Not long after her AV debut, Hara had a role in the Nikkatsu sex comedy about the porn industry, Lala Pipo, written by Tetsuya Nakashima, which reached theatres in February 2009. In April of that same year, Hara had a featured part in the disaster-parody comedy Saikin-rettō and also sang the theme song for the movie. July 2009 saw her play the protagonist in kunoichi sexploitation V-Cinema film Female Ninja Spy (隠密くノ一列伝~秘められた女忍び~) that was also released in an AV version.

Hara made a TV appearance with a major role in the late night 24-part manga-based J-dorama series Jōō Virgin, which was broadcast on TV Tokyo from October to December 2009. Also in the cast were fellow AV actresses Yuma Asami, Akiho Yoshizawa and Sora Aoi.

On December 11, 2009, Shueisha published Hara's autobiography titled My Real Name Is Mai Kato: Why I Became an AV Actress (本名、加藤まい　私がAV女優になった理由) (ISBN 4087805409).
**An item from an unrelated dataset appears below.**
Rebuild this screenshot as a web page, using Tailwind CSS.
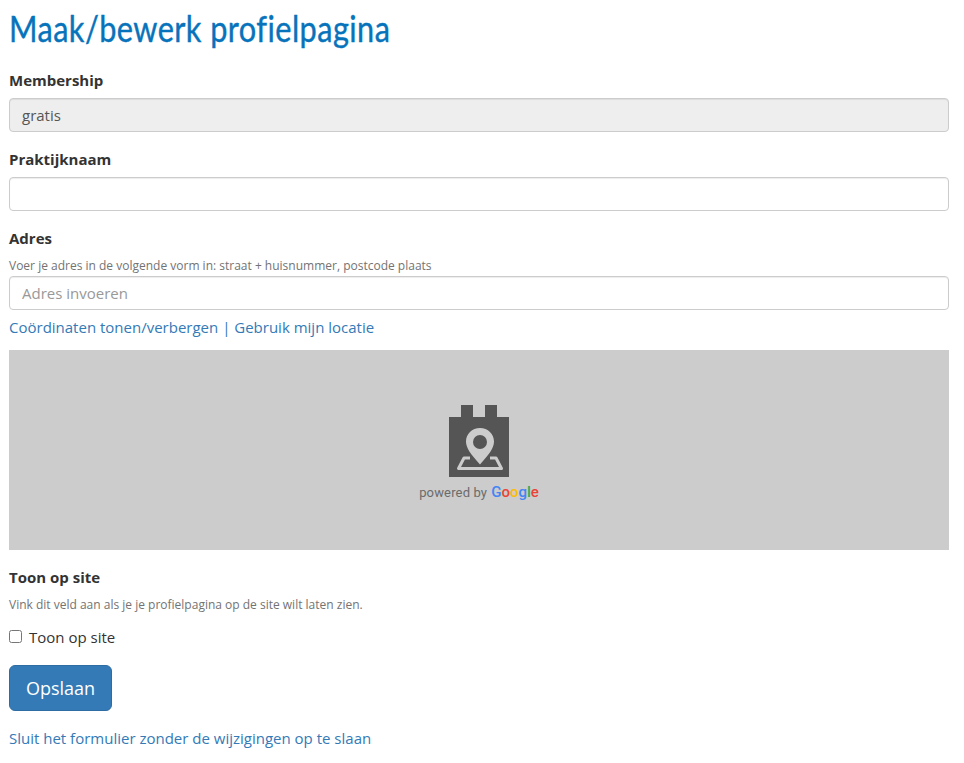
<!DOCTYPE html>
<html lang="nl">
  <head>
    <meta charset="UTF-8" />
    <script src="https://cdn.jsdelivr.net/npm/@tailwindcss/browser@4"></script>
    <title>Maak/bewerk profielpagina</title>
  </head>
  <body class="bg-white text-[#333] text-[15px] leading-[21px] font-['Open_Sans',sans-serif]">
    <div class="w-[964px] h-[763px] overflow-hidden px-[9px] pt-[10px]">
      <!-- header -->
      <h1 class="h-[44px] text-[36px] leading-[36px] tracking-[0.5px] text-[#0773bb] font-['Lato',sans-serif] origin-left scale-x-[0.853] [-webkit-text-stroke:0.4px_#0773bb] [font-variant-ligatures:none] whitespace-nowrap">Maak/bewerk profielpagina</h1>

      <form class="w-[940px] mt-[16px]">
        <!-- membership -->
        <label class="block h-[21px] font-bold">Membership</label>
        <div class="mt-[7px] h-[34px] px-3 flex items-center rounded-[4px] border border-[#ccc] bg-[#eee] text-[#555] shadow-[inset_0_1px_1px_rgba(0,0,0,0.075)]">gratis</div>

        <!-- praktijknaam -->
        <label class="block h-[21px] mt-[17px] font-bold">Praktijknaam</label>
        <input type="text" class="block mt-[7px] w-full h-[34px] px-3 rounded-[4px] border border-[#ccc] bg-white shadow-[inset_0_1px_1px_rgba(0,0,0,0.075)]" />

        <!-- adres -->
        <label class="block h-[21px] mt-[17px] font-bold">Adres</label>
        <p class="mt-[7px] h-[19px] text-[12px] leading-[19px] text-[#737373]">Voer je adres in de volgende vorm in: straat + huisnummer, postcode plaats</p>
        <input type="text" placeholder="Adres invoeren" class="block w-full mt-[1px] h-[34px] px-3 rounded-[4px] border border-[#ccc] bg-white shadow-[inset_0_1px_1px_rgba(0,0,0,0.075)] placeholder:text-[#999]" />
        <p class="mt-[7px] h-[21px] text-[#337ab7]"><a href="#">Coördinaten tonen/verbergen</a> | <a href="#">Gebruik mijn locatie</a></p>

        <!-- kaart -->
        <div class="mt-[12px] h-[200px] bg-[#ccc] flex flex-col items-center pt-[55px]">
          <svg width="60" height="72" viewBox="0 0 60 72" class="block">
            <path fill="#555" d="M12 0h12v12h12V0h12v12h12v60H0V12h12z" />
            <path fill="#ccc" fill-rule="evenodd" d="M31 23c-8 0-14 6-14 13.500 0 6 4 12 14 23 10-11 14-17 14-23C45 29 39 23 31 23zm0 7a7 7 0 1 1 0 14 7 7 0 0 1 0-14z" />
            <path fill="none" stroke="#ccc" stroke-width="3" stroke-linejoin="round" d="M21 53h-6l-5.500 10.500h43L47 53h-6" />
          </svg>
          <div class="mt-[5px] flex items-baseline h-[20px] text-[13px] leading-[20px] tracking-[0.15px] text-[#6b6b6b] font-['Roboto',sans-serif]">
            <span>powered by</span>
            <span class="ml-[4px] text-[15px] font-medium tracking-normal font-['Roboto',sans-serif]"><span class="text-[#4285f4]">G</span><span class="text-[#ea4335]">o</span><span class="text-[#fbbc05]">o</span><span class="text-[#4285f4]">g</span><span class="text-[#34a853]">l</span><span class="text-[#ea4335]">e</span></span>
          </div>
        </div>

        <!-- toon op site -->
        <label class="block h-[21px] mt-[17px] font-bold">Toon op site</label>
        <p class="mt-[9px] h-[15px] text-[12px] leading-[16px] text-[#737373]">Vink dit veld aan als je je profielpagina op de site wilt laten zien.</p>
        <label class="mt-[15px] h-[21px] flex items-center">
          <input type="checkbox" class="w-[13px] h-[13px] m-0 mb-[3px]" />
          <span class="ml-[7px]">Toon op site</span>
        </label>
        <button type="button" class="block mt-[17px] w-[103px] h-[46px] rounded-[6px] border border-[#2e6da4] bg-[#337ab7] text-white text-[18px]">Opslaan</button>
        <p class="mt-[17px] h-[21px]"><a href="#" class="text-[#337ab7]">Sluit het formulier zonder de wijzigingen op te slaan</a></p>
      </form>
    </div>
  </body>
</html>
The 144 page book details Hara's upbringing and family life, her views on sex and her career as a teen idol and eventual AV idol. Her book is one of a number of autobiographical publications by actresses about the AV industry going back to Ai Iijima's million-selling Platonic Sex and including Mihiro's partially fictional May 2009 work nude and Honoka's tell-all Biography of Honoka: Mama, I Love You published in January 2010, which adult media reporter Rio Yasuda sees as marking a trend in which the AV industry is losing its stigma and being assimilated into Japanese popular culture.

Hara continued her AV career with SOD in 2010 including the January release Real Celebrity Saori Hara: 22 Years Old – Awakening Sexual Desire and the August SOD Star x SOD Cinderella – Mega Gangbang where the plot revolves around "veteran" SOD actresses being paired against newcomers. She was the winner of Adult Broadcasting Award for Best Actress in March 2010 for her 2009 appearances on adult channel Midnight Blue.
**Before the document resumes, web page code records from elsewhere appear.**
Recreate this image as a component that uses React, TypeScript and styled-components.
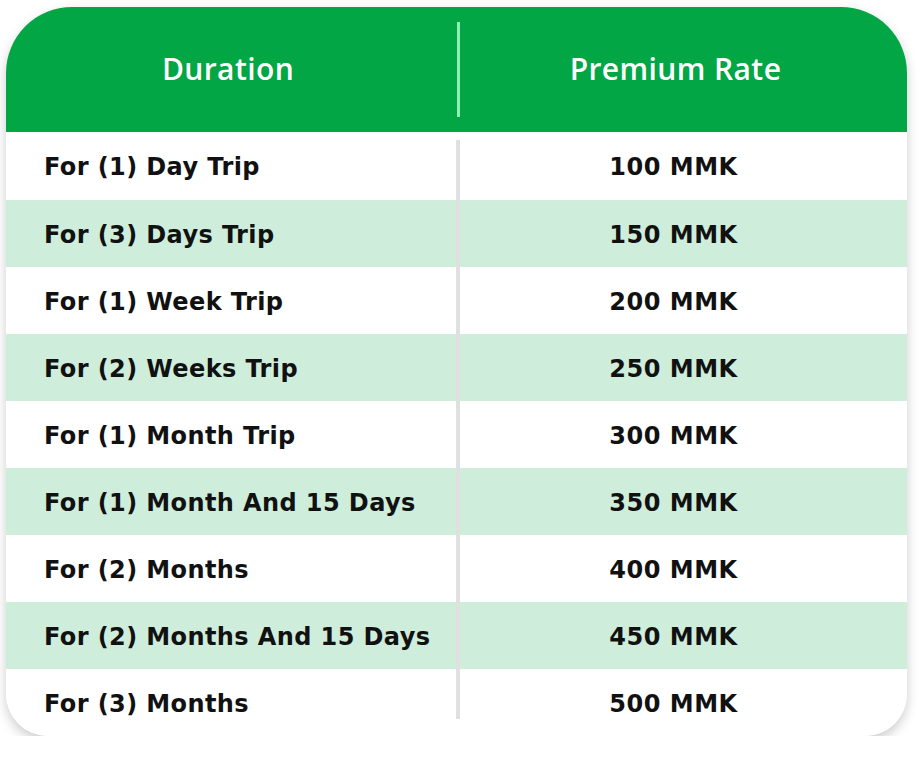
import React from "react";
import styled, { createGlobalStyle } from "styled-components";

const Global = createGlobalStyle`
  html, body { margin: 0; padding: 0; background: #ffffff; }
  body { font-family: "DejaVu Sans", "Open Sans", sans-serif; }
`;

const Card = styled.div`
  margin: 7px 0 0 6px;
  width: 901px;
  background: #ffffff;
  border-radius: 66px 66px 42px 42px;
  box-shadow: 0 5px 12px rgba(0, 0, 0, 0.2);
  overflow: hidden;
`;

const Header = styled.div`
  height: 125px;
  background: #02a645;
  display: grid;
  grid-template-columns: 450px 4px 1fr;
  align-items: center;
`;

const HeadCell = styled.div<{ $shift?: number }>`
  color: #ffffff;
  font-family: "Open Sans", "DejaVu Sans", sans-serif;
  font-size: 30px;
  font-weight: 600;
  text-align: center;
  letter-spacing: 0.4px;
  transform: translateX(${(p) => p.$shift ?? 0}px);
  padding-bottom: 2px;
`;

const HeadDivider = styled.div`
  width: 3px;
  margin-left: 1px;
  height: 95px;
  background: #8ff0b5;
`;

const Body = styled.div`
  position: relative;
  &::before {
    content: "";
    position: absolute;
    left: 450px;
    top: 8px;
    bottom: 17px;
    width: 4px;
    background: #e0e0e0;
  }
`;

const Row = styled.div<{ $alt: boolean }>`
  height: 67px;
  display: grid;
  grid-template-columns: 450px 4px 1fr;
  align-items: center;
  background: ${(p) => (p.$alt ? "#ceeedb" : "#ffffff")};
  &:first-child {
    height: 68px;
  }
`;

const Label = styled.div`
  padding-left: 38px;
  padding-top: 2px;
  font-family: "DejaVu Sans", sans-serif;
  font-size: 24px;
  font-weight: 700;
  color: #111111;
  letter-spacing: 0.4px;
`;

const Value = styled.div`
  grid-column: 3;
  padding-top: 2px;
  text-align: center;
  font-family: "DejaVu Sans", sans-serif;
  font-size: 24px;
  font-weight: 700;
  color: #111111;
  letter-spacing: 0.5px;
  transform: translateX(-10px);
`;

const rows = [
  ["For (1) Day Trip", "100 MMK"],
  ["For (3) Days Trip", "150 MMK"],
  ["For (1) Week Trip", "200 MMK"],
  ["For (2) Weeks Trip", "250 MMK"],
  ["For (1) Month Trip", "300 MMK"],
  ["For (1) Month And 15 Days", "350 MMK"],
  ["For (2) Months", "400 MMK"],
  ["For (2) Months And 15 Days", "450 MMK"],
  ["For (3) Months", "500 MMK"],
];

export default function App() {
  return (
    <>
      <Global />
      <Card>
        <Header>
          <HeadCell $shift={-3}>Duration</HeadCell>
          <HeadDivider />
          <HeadCell $shift={-8}>Premium Rate</HeadCell>
        </Header>
        <Body>
          {rows.map(([d, r], i) => (
            <Row key={d} $alt={i % 2 === 1}>
              <Label>{d}</Label>
              <Value>{r}</Value>
            </Row>
          ))}
        </Body>
      </Card>
    </>
  );
}
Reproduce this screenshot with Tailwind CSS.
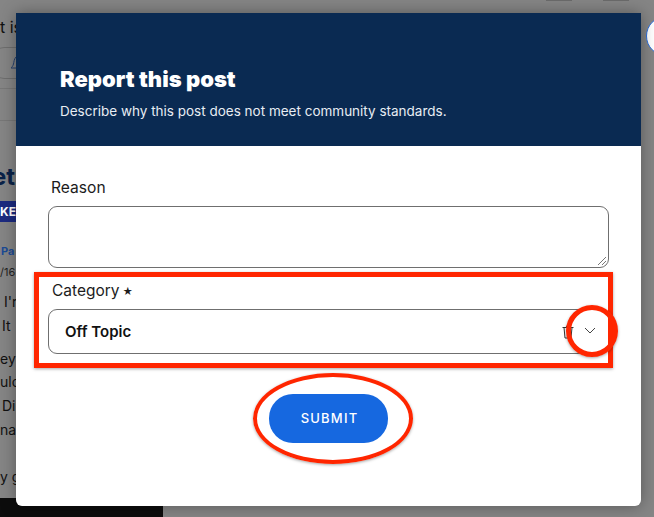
<!DOCTYPE html>
<html lang="en">
<head>
    <meta charset="UTF-8">
    <meta name="viewport" content="width=device-width, initial-scale=1.0">
    <title>Report this post</title>
    <script src="https://cdn.jsdelivr.net/npm/@tailwindcss/browser@4"></script>
</head>
<body class="relative w-[654px] h-[517px] overflow-hidden bg-[#858585] font-['Inter','Liberation_Sans',sans-serif]">
    <!-- Page behind the backdrop -->
    <div class="absolute inset-0 text-[#0d0d0d]">
        <div class="absolute left-[546px] top-0 w-[26px] h-px bg-[#6a6a6a]"></div>
        <div class="absolute left-[603px] top-0 w-[26px] h-px bg-[#6a6a6a]"></div>
        <div class="absolute left-0 top-[17px] text-[16px] leading-5 text-[#111]">t is</div>
        <div class="absolute left-[-10px] top-[47px] w-[40px] h-[32px] rounded-[14px] border border-[#6e6e6e]"></div>
        <svg class="absolute left-[10px] top-[56px]" width="7" height="15" viewBox="0 0 7 15" fill="none" stroke="#24406e" stroke-width="1"><path d="M6 1C4 3 4 6 3.500 8C3 10 2 11 1 12H7"/></svg>
        <div class="absolute left-0 top-[88px] w-[16px] h-px bg-[#777]"></div>
        <div class="absolute left-0 top-[120px] w-[16px] h-px bg-[#777]"></div>
        <div class="absolute left-[-8px] top-[163px] text-[24px] leading-7 font-bold text-[#0a2248]">et</div>
        <div class="absolute left-0 top-[201px] w-[16px] h-[21px] bg-[#1c2a80] text-white text-[12px] leading-[21px] font-bold">KE</div>
        <div class="absolute left-[1px] top-[243px] text-[11px] leading-4 font-bold text-[#1c4a94]">Pa</div>
        <div class="absolute left-0 top-[264px] text-[11px] leading-4 text-[#222]">/16</div>
        <div class="absolute left-[4px] top-[292px] text-[14px] leading-5 text-[#111]">I'r</div>
        <div class="absolute left-[2px] top-[316px] text-[14px] leading-5 text-[#111]">It</div>
        <div class="absolute left-0 top-[349px] text-[14px] leading-5 text-[#111]">ey</div>
        <div class="absolute left-0 top-[372px] text-[14px] leading-5 text-[#111]">ulo</div>
        <div class="absolute left-[2px] top-[396px] text-[14px] leading-5 text-[#111]">Di</div>
        <div class="absolute left-0 top-[420px] text-[14px] leading-5 text-[#111]">na</div>
        <div class="absolute left-0 top-[467px] text-[14px] leading-5 text-[#111]">y g</div>
        <div class="absolute left-0 top-[498px] w-[163px] h-[19px] bg-[#0c0c0c]"></div>
        <div class="absolute left-[646px] top-[16px] w-[40px] h-[40px] rounded-full bg-white border border-[#2b6fe0]"></div>
    </div>

    <!-- Modal -->
    <div class="absolute left-4 top-[13px] w-[625px] h-[493px] bg-white rounded-b-[6px] overflow-hidden shadow-[0_0_16px_rgba(0,0,0,0.35)]">
        <div class="h-[133px] bg-[#0a2a52] pl-[44px] pt-[53px]">
            <h2 class="text-[22px] leading-[26px] font-black text-white">Report this post</h2>
            <p class="mt-[11px] text-[13.5px] leading-4 text-[#e8edf3]">Describe why this post does not meet community standards.</p>
        </div>
        <div class="px-[32px] pt-[33px]">
            <label class="block pl-[3px] text-[15.6px] leading-[18px] text-[#1c1c1c]">Reason</label>
            <div class="mt-[9px] relative h-[62px] rounded-[9px] border border-[#6f6f6f]">
                <svg class="absolute right-[1px] bottom-[1px]" width="10" height="10" viewBox="0 0 10 10" fill="none" stroke="#777" stroke-width="1"><path d="M1 9L9 1M5 9L9 5"/></svg>
            </div>
            <label class="mt-[14px] flex items-center gap-[3px] pl-[4px] text-[15.5px] leading-[18px] text-[#1c1c1c]"><span>Category</span><span class="text-[10px]">★</span></label>
            <div class="mt-[9px] flex items-center h-[45px] pl-4 pr-[12px] rounded-[9px] border border-[#6f6f6f]">
                <span class="flex-1 pt-[2px] text-[15px] font-semibold text-[#111]">Off Topic</span>
                <svg class="mr-[10px]" width="12" height="14" viewBox="0 0 12 14" fill="none" stroke="#333" stroke-width="1"><path d="M0.500 2.500H11.500M2 2.500L3 13H9L10 2.500M4.500 2.500V1H7.500V2.500"/></svg>
                <svg class="-mt-[2px]" width="12" height="7" viewBox="0 0 12 7" fill="none" stroke="#444" stroke-width="1"><path d="M1 1L6 6L11 1"/></svg>
            </div>
            <div class="mt-[40px] flex justify-center">
                <button class="w-[119px] h-[49px] pl-[2px] rounded-[24px] bg-[#1668e0] text-white text-[13px] font-medium tracking-[1.2px]">SUBMIT</button>
            </div>
        </div>
    </div>

    <!-- Red annotations drawn on top of the screenshot -->
    <div class="absolute left-[34px] top-[272px] w-[579px] h-[96px] border-[5px] border-[#ff2600] shadow-[0_1px_3px_rgba(0,0,0,0.35)]"></div>
    <div class="absolute left-[566px] top-[305px] w-[52px] h-[52px] rounded-full border-[5px] border-[#ff2600] shadow-[0_1px_3px_rgba(0,0,0,0.35)]"></div>
    <div class="absolute left-[253px] top-[373px] w-[160px] h-[91px] rounded-[50%] border-[4px] border-[#ff2600] shadow-[0_1px_3px_rgba(0,0,0,0.35)]"></div>
</body>
</html>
Hara's presence in mainstream films was maintained in 2010 with her role as an aromatherapy client in Yuriko's Aroma (ユリ子のアロマ, Yuriko no Aroma), which debuted at the Yubari International Fantastic Film Festival in February and was released theatrically in May. She also co-starred with Asami Sugiura and Mint Suzuki in the 2010 horror parody Horny House of Horror.
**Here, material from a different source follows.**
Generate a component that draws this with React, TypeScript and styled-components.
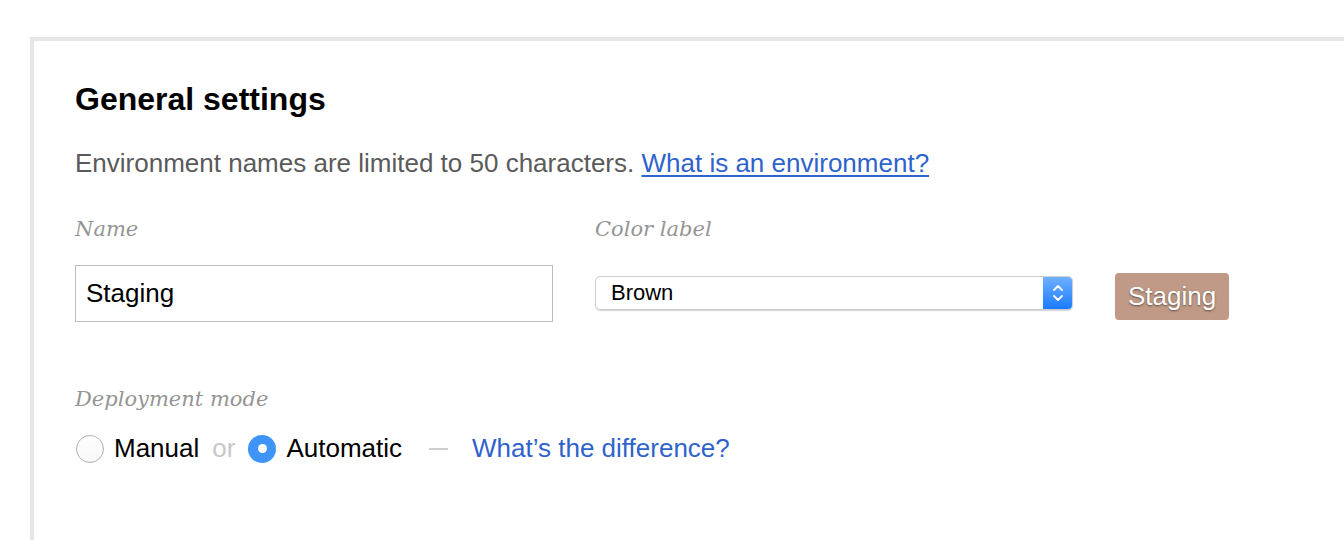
import React from 'react';
import styled, { createGlobalStyle } from 'styled-components';

const GlobalStyle = createGlobalStyle`
  html, body {
    margin: 0;
    padding: 0;
    background: #fff;
    overflow: hidden;
  }
  body {
    font-family: "Liberation Sans", Arial, sans-serif;
  }
`;

const Panel = styled.section`
  margin: 37px 0 0 30px;
  border-top: 4px solid #e6e6e6;
  border-left: 4px solid #e6e6e6;
  min-height: 520px;
  padding: 39px 0 0 41px;
  box-sizing: border-box;
`;

const Title = styled.h2`
  margin: 0;
  font-size: 32px;
  line-height: 38px;
  font-weight: bold;
  color: #000;
`;

const Intro = styled.p`
  margin: 30px 0 0;
  font-size: 26px;
  line-height: 30px;
  color: #5a5a5a;
`;

const Link = styled.a<{ $underline?: boolean }>`
  color: #2f63cc;
  text-decoration: ${(p) => (p.$underline ? 'underline' : 'none')};
  text-underline-offset: 3px;
  cursor: pointer;
`;

const FieldGrid = styled.div`
  display: grid;
  grid-template-columns: 478px 478px auto;
  column-gap: 42px;
  row-gap: 23px;
  margin-top: 38px;
  align-items: center;
`;

const Label = styled.div`
  font-family: "DejaVu Serif", Georgia, serif;
  font-style: italic;
  font-size: 21px;
  line-height: 26px;
  color: #959595;
`;

const TextInput = styled.div`
  height: 57px;
  box-sizing: border-box;
  border: 1px solid #bdbdbd;
  padding: 0 10px;
  display: flex;
  align-items: center;
  font-size: 26px;
  color: #000;
`;

const Select = styled.div`
  height: 34px;
  box-sizing: border-box;
  border: 1px solid #cfcfcf;
  border-radius: 5px;
  box-shadow: 0 1px 1px rgba(0, 0, 0, 0.18);
  display: flex;
  align-items: center;
  overflow: hidden;
  margin-top: -1px;
`;

const SelectText = styled.span`
  flex: 1;
  padding-left: 15px;
  font-size: 22px;
  color: #000;
`;

const Stepper = styled.span`
  width: 29px;
  height: 100%;
  display: flex;
  align-items: center;
  justify-content: center;
  background: linear-gradient(#6fb0ff, #1a7bff);
`;

const Badge = styled.span`
  justify-self: start;
  width: 114px;
  height: 47px;
  margin-top: 6px;
  box-sizing: border-box;
  display: flex;
  align-items: center;
  justify-content: center;
  border-radius: 4px;
  background: #c09a87;
  color: #fff;
  font-size: 26px;
  text-shadow: 0 1px 2px rgba(0, 0, 0, 0.5);
`;

const ModeSection = styled.div`
  margin-top: 64px;
`;

const RadioRow = styled.div`
  display: flex;
  align-items: center;
  margin-top: 21px;
  font-size: 26px;
  color: #000;
`;

const Radio = styled.span<{ $checked?: boolean }>`
  width: 28px;
  height: 28px;
  box-sizing: border-box;
  border-radius: 50%;
  margin-left: 1px;
  margin-right: 10px;
  display: inline-flex;
  align-items: center;
  justify-content: center;
  border: ${(p) => (p.$checked ? 'none' : '1px solid #b0b0b0')};
  background: ${(p) => (p.$checked ? '#3f95f7' : 'linear-gradient(#fff, #f7f7f7)')};

  &::after {
    content: '';
    display: ${(p) => (p.$checked ? 'block' : 'none')};
    width: 9px;
    height: 9px;
    border-radius: 50%;
    background: #fff;
  }
`;

const Or = styled.span`
  color: #c8c8c8;
  margin: 0 12px 0 13px;
`;

const Dash = styled.span`
  display: inline-block;
  width: 19px;
  height: 2px;
  background: #cfcfcf;
  margin: 0 24px 0 27px;
`;

const Chevrons = () => (
  <svg width="14" height="22" viewBox="0 0 14 22" fill="none">
    <path d="M3 8 L7 4 L11 8" stroke="#fff" strokeWidth="1.8" strokeLinecap="round" strokeLinejoin="round" />
    <path d="M3 14 L7 18 L11 14" stroke="#fff" strokeWidth="1.8" strokeLinecap="round" strokeLinejoin="round" />
  </svg>
);

const App = () => {
  return (
    <>
      <GlobalStyle />
      <Panel>
        <Title>General settings</Title>
        <Intro>
          Environment names are limited to 50 characters.{' '}
          <Link $underline>What is an environment?</Link>
        </Intro>
        <FieldGrid>
          <Label>Name</Label>
          <Label>Color label</Label>
          <span />
          <TextInput>Staging</TextInput>
          <Select>
            <SelectText>Brown</SelectText>
            <Stepper>
              <Chevrons />
            </Stepper>
          </Select>
          <Badge>Staging</Badge>
        </FieldGrid>
        <ModeSection>
          <Label>Deployment mode</Label>
          <RadioRow>
            <Radio />
            Manual
            <Or>or</Or>
            <Radio $checked />
            Automatic
            <Dash />
            <Link>What’s the difference?</Link>
          </RadioRow>
        </ModeSection>
      </Panel>
    </>
  );
};

export default App;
According to a 2010 article in Shukan Post, Hara and Maria Ozawa were the two most downloaded AV actresses in China and in August 2010, it was announced that Hara was cast with fellow SOD actress Yukiko Suo (周防ゆきこ, Suō Yukiko) for the US$3.2 million 3-D Hong Kong erotic film 3D Sex and Zen: Extreme Ecstasy produced by Stephen Shiu who was the executive producer of the Category III film Sex and Zen. The film opened in April 2011.

==Hiatus==
Hara reportedly went through a nervous breakdown following the March 2011 Tōhoku earthquake and tsunami and decided to retire from show business, subsequently terminating her contract with SOD. As of April 2011, 3D Sex and Zen co-star Yukiko Suo said that she had not been able to contact Hara after the events. Her last original adult video, Real Celebrity Saori Hara vs. Amateur Men: Gonzo Initiation, was released on May 19, 2011. She announced her official retirement in August 2011 and a 5-disc compilation set marking her formal retirement that also featured some previously non-released scenes appeared on September 8, 2011.

Before her retirement Hara also appeared as the lead actress in the Japanese-directed British-produced art film, Venus In Eros which premiered at the Cannes Film Festival in May 2011 and was released as a feature film in Japan in October 2012.

In 2011, Complex magazine ranked her at #19 in their list of “The Top 50 Hottest Asian Porn Stars of All Time.”

==Career restart==
After an absence of more than two years, in February 2014, Hara announced her return to the entertainment industry under the performing name Miyabi Matsunoi, given to her by actor Lily Franky (リリー・フランキー). She revealed that for a while after her retirement she had been working part-time in a Ginza bar and that after a short courtship, she had married a man 24 years her senior in October 2012. According to an article in Nikkan Sports her new start will not directly involve the AV industry, as she now wants to engage in entertainment activities that her mother would approve of. She also said she had been depressed and was drinking heavily before her retirement from adult videos.

Matsunoi appeared in the April 21, 2014, issue of Weekly Playboy in a nude photo spread under the headline "Rebirth."

In 2015, Matsunoi was cast along Masahiro Inoue in the television series Garo: Gold Storm Sho where she plays Amily who serves as a reoccurring antagonist in the Garo series.